Lessons for Future Conflicts
The Boer War was a laboratory for twentieth-century state finance. It showed that large-scale imperial wars could not be run on a “pay as you go” basis and required both mass bond issuance and substantial tax increases. The idea of progressive taxation as a permanent feature of the fiscal system, not just a temporary expedient, gained ground after 1902. The administrative machinery created for war bond campaigns—local committees, savings certificates, propaganda posters—was revived and expanded when Britain entered the First World War in 1914. The lessons about colonial contributions also influenced the creation of Imperial War Cabinet mechanisms to coordinate financial burdens across the empire. Perhaps most importantly, the Boer War highlighted the political limits of regressive consumption taxes and planted the seeds for the shift toward income and profit taxes as the primary war-financing tools of the future. The 1907 distinction between earned and unearned income and the 1909 super-tax both traced their lineage to the fiscal debates of 1899–1902.

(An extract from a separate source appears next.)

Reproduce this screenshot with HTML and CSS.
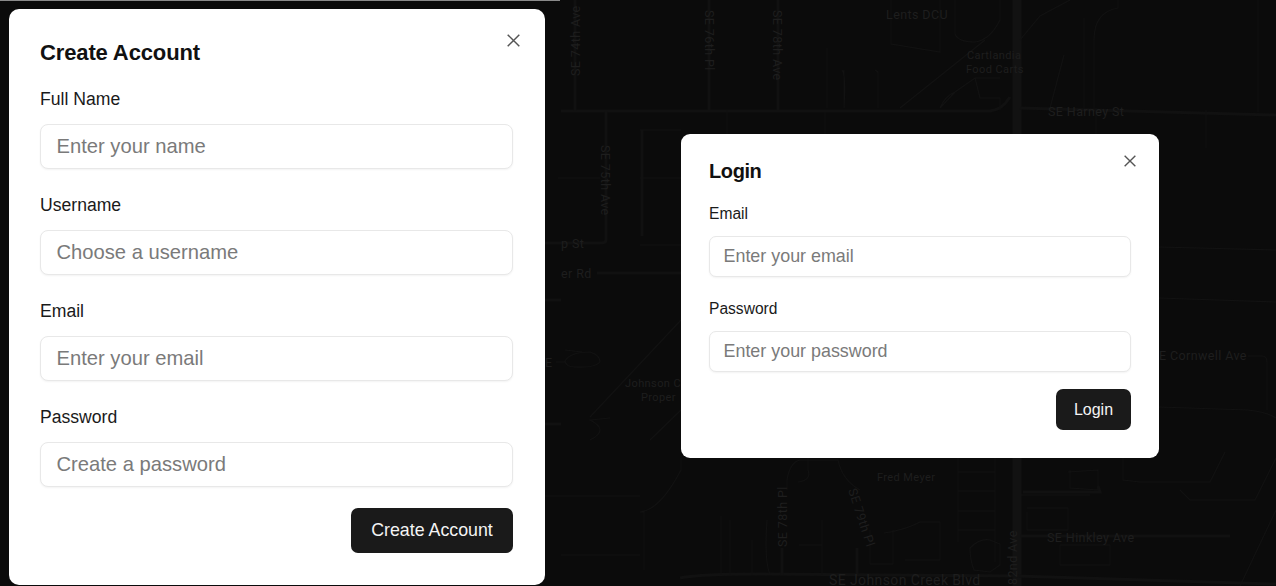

The funding of the Boer War was not a sideplot to the military drama; it was the engine that made every column of infantry, every mounted patrol and every mile of railway possible. The strategies adopted—raising income tax, marketing war bonds to a broad public, tapping colonial treasuries and leaning on London’s financial pre-eminence—were pragmatic and, by the standards of the day, largely successful. Yet the experience left deep marks on the British economy and political landscape. It exposed the fragility of public support, intensified debates about fairness and imperial responsibility, and forced the Treasury to develop tools that would prove indispensable in the far greater crises ahead. In that sense, the ledger books of the Boer War tell the story not just of a colonial campaign, but of the emergence of modern British public finance.